→ Goal
Find each line with the word "styles" in it, then give the total alone.

→ Given entries
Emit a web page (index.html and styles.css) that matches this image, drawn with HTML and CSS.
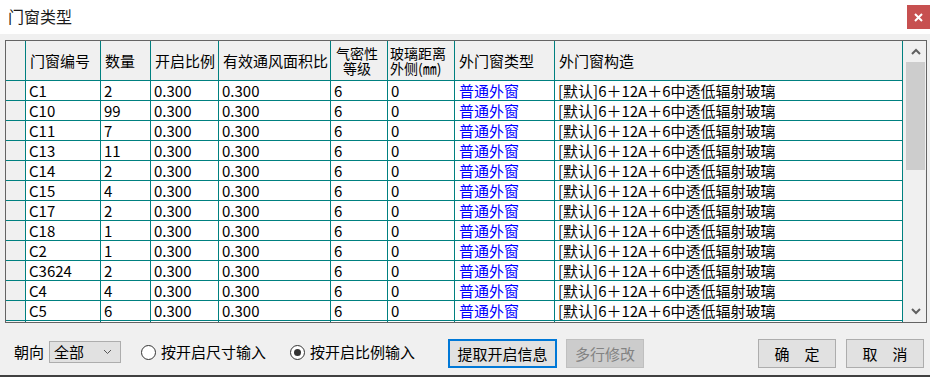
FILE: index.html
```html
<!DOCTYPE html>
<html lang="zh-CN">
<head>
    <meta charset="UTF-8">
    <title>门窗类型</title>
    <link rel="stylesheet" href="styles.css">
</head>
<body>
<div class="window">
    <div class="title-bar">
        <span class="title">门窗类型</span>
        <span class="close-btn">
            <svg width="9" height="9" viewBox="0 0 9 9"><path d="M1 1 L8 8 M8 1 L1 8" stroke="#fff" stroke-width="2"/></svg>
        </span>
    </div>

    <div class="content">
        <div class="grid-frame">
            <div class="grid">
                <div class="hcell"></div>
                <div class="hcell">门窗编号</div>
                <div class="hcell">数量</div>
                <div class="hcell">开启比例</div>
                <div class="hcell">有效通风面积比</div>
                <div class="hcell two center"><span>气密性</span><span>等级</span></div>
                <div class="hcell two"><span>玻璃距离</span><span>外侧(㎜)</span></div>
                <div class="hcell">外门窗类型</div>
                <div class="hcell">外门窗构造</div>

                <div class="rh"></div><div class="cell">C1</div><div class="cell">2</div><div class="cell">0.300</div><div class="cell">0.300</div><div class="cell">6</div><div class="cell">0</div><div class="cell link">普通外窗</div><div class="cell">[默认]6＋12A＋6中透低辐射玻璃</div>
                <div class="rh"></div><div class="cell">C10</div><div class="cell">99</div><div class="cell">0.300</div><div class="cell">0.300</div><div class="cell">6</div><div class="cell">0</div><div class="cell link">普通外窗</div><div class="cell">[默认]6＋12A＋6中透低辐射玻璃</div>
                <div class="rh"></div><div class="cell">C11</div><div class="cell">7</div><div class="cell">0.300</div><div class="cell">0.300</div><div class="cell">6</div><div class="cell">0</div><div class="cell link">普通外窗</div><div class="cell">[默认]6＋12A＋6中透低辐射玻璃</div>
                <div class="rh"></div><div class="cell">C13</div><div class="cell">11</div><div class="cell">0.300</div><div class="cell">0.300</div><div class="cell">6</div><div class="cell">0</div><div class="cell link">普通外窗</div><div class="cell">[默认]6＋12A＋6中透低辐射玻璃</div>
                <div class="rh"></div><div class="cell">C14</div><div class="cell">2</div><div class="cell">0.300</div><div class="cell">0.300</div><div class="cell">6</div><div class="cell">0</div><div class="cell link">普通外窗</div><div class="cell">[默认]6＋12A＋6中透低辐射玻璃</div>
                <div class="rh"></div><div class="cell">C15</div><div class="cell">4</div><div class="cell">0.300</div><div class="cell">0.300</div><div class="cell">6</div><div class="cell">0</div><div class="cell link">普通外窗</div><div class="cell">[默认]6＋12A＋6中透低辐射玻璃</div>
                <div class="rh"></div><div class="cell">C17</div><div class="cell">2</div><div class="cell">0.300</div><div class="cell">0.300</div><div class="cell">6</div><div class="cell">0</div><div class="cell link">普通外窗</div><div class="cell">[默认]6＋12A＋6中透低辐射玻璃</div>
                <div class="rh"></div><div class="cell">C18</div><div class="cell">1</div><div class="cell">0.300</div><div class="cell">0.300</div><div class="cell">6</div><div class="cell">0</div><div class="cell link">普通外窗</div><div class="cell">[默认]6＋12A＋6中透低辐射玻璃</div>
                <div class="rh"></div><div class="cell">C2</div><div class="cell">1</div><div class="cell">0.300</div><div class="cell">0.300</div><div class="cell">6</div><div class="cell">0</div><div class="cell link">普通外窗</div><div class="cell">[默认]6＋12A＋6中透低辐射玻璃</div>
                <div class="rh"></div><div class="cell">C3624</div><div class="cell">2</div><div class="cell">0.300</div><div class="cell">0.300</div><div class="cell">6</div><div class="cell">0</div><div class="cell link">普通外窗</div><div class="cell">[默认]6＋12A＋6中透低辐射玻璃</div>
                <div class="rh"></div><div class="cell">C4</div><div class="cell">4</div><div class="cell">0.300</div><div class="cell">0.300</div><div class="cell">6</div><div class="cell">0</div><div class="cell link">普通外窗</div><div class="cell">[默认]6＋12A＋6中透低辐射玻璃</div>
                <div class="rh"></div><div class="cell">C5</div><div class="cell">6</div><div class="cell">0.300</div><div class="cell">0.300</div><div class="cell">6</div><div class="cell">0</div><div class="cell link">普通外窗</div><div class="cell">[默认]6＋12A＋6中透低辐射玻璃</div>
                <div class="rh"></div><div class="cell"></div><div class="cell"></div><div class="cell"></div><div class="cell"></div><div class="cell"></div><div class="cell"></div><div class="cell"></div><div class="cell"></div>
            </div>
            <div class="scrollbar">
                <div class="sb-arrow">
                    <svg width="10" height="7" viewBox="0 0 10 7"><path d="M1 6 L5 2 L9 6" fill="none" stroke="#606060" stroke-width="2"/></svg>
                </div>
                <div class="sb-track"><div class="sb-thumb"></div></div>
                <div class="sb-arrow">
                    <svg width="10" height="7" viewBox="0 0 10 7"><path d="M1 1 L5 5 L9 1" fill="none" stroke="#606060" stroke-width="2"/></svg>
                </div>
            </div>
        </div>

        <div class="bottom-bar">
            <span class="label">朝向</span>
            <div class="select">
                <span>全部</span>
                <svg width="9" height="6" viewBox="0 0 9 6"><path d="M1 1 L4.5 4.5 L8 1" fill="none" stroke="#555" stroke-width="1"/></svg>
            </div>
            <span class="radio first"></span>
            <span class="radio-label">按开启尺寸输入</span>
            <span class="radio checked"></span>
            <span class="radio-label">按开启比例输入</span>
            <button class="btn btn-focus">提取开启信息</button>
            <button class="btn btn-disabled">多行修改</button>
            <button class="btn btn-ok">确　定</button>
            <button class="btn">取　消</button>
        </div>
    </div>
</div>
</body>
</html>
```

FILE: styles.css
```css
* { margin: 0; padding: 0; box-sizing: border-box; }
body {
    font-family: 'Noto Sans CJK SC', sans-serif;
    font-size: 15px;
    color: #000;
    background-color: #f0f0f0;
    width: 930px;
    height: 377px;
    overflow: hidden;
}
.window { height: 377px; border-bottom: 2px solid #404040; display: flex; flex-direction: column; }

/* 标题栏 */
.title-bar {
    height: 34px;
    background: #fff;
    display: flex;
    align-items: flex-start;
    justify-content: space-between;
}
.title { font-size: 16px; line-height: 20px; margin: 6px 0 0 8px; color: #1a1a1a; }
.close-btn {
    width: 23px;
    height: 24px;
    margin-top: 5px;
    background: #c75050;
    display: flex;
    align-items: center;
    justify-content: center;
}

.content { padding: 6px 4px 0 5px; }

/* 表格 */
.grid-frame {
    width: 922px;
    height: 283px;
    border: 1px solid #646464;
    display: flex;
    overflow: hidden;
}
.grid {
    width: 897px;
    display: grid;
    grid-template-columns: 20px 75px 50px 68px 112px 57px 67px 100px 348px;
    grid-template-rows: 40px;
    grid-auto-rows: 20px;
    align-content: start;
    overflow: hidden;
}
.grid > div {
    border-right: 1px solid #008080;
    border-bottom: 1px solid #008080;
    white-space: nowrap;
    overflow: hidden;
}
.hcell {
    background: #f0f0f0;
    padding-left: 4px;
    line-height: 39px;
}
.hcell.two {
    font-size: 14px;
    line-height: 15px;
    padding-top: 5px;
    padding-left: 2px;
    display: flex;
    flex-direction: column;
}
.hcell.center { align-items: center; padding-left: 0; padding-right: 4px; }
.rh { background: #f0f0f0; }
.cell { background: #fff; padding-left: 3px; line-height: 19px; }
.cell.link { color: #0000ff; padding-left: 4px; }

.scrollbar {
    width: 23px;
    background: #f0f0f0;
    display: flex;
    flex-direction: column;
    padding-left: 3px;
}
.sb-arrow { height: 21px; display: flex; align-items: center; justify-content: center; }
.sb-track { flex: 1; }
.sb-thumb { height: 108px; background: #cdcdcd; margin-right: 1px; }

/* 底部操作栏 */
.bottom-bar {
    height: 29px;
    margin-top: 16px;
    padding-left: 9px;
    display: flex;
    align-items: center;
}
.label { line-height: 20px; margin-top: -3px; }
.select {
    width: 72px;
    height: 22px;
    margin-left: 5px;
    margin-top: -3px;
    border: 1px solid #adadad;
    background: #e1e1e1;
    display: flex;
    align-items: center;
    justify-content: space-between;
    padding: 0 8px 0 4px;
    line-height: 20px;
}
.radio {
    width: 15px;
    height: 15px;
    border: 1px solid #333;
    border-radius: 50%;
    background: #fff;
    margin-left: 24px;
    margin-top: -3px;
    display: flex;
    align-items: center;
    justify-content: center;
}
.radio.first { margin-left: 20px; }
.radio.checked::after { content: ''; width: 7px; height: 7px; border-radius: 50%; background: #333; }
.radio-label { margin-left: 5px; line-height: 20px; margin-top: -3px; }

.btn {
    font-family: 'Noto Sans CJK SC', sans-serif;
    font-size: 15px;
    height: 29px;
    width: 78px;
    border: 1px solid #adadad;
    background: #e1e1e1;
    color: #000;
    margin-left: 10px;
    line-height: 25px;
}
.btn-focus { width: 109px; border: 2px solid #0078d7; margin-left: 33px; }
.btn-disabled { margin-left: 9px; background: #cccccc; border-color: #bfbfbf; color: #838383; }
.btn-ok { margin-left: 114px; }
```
* * *
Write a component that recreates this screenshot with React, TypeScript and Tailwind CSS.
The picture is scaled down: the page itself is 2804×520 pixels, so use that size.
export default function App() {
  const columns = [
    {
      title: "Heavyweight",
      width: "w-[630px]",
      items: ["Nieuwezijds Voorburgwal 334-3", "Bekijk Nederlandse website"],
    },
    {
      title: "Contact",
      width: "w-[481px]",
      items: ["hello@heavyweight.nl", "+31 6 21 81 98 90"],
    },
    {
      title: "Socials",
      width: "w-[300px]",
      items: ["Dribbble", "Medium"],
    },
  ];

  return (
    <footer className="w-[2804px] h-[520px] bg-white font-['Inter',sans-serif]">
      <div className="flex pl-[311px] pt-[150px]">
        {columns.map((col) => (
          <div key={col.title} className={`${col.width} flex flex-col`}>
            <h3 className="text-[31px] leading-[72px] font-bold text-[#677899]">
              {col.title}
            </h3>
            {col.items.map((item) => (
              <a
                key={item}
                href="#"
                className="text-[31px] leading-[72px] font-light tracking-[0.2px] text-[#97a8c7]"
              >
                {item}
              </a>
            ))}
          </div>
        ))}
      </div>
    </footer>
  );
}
--
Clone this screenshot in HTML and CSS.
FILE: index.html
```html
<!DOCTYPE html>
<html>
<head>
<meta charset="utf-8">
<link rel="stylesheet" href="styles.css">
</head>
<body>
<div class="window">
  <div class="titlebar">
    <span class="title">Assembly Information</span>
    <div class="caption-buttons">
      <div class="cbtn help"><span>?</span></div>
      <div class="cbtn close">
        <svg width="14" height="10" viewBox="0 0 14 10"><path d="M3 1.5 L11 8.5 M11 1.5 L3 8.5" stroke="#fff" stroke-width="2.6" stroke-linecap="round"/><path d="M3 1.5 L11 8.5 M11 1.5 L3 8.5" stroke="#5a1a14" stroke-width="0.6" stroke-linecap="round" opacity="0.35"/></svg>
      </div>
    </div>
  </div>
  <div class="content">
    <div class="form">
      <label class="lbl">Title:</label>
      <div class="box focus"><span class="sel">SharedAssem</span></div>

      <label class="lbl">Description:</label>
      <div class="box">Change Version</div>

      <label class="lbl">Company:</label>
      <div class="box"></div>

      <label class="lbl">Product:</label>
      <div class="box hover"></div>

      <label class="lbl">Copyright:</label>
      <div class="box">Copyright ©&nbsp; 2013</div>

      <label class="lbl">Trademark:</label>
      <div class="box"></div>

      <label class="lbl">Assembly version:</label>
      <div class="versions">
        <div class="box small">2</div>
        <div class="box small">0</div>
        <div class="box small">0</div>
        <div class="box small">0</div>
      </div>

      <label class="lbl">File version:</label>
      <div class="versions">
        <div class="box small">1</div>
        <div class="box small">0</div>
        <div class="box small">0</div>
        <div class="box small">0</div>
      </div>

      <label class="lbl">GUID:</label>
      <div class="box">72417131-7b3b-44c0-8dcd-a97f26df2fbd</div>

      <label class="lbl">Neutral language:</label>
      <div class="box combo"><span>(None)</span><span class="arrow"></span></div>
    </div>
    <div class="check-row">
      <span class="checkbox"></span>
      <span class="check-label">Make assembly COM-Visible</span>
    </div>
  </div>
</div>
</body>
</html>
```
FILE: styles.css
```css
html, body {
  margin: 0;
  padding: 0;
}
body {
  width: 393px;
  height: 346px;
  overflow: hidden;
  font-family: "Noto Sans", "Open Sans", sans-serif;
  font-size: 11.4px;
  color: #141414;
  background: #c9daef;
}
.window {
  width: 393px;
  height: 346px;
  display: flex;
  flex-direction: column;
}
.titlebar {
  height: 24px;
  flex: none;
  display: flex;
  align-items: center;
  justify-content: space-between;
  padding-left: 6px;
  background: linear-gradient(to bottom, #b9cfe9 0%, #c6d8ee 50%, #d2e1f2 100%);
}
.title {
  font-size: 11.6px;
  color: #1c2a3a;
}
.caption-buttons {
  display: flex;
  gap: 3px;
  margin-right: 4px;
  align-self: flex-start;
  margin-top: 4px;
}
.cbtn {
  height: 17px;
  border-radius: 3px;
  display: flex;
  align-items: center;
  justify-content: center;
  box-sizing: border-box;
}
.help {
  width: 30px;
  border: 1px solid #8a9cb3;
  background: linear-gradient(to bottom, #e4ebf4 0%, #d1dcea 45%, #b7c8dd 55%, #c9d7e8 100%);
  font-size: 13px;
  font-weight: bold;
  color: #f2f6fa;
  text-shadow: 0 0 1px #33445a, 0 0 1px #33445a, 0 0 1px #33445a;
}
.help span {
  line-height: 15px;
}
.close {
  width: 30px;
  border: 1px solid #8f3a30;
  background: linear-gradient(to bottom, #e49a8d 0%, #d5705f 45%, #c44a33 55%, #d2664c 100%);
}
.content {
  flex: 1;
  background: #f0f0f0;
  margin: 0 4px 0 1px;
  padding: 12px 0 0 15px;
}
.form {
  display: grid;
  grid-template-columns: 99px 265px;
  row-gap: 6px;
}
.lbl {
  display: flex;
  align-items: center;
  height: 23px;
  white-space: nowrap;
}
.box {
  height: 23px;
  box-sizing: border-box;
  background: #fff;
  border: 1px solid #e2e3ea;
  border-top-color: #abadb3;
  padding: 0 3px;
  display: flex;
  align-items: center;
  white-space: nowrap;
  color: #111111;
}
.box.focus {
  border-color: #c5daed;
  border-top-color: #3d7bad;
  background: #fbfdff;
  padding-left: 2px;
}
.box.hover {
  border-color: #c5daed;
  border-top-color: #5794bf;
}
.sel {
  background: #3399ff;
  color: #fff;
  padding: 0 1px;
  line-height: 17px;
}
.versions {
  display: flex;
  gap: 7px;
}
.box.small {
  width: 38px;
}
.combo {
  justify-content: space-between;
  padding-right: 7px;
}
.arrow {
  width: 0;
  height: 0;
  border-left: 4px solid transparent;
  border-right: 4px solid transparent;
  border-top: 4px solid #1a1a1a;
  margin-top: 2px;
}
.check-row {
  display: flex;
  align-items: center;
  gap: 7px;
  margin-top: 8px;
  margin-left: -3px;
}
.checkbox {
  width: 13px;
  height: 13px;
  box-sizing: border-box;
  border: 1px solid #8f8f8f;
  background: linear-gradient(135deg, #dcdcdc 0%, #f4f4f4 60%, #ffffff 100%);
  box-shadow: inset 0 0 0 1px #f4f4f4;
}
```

→ Written reply
5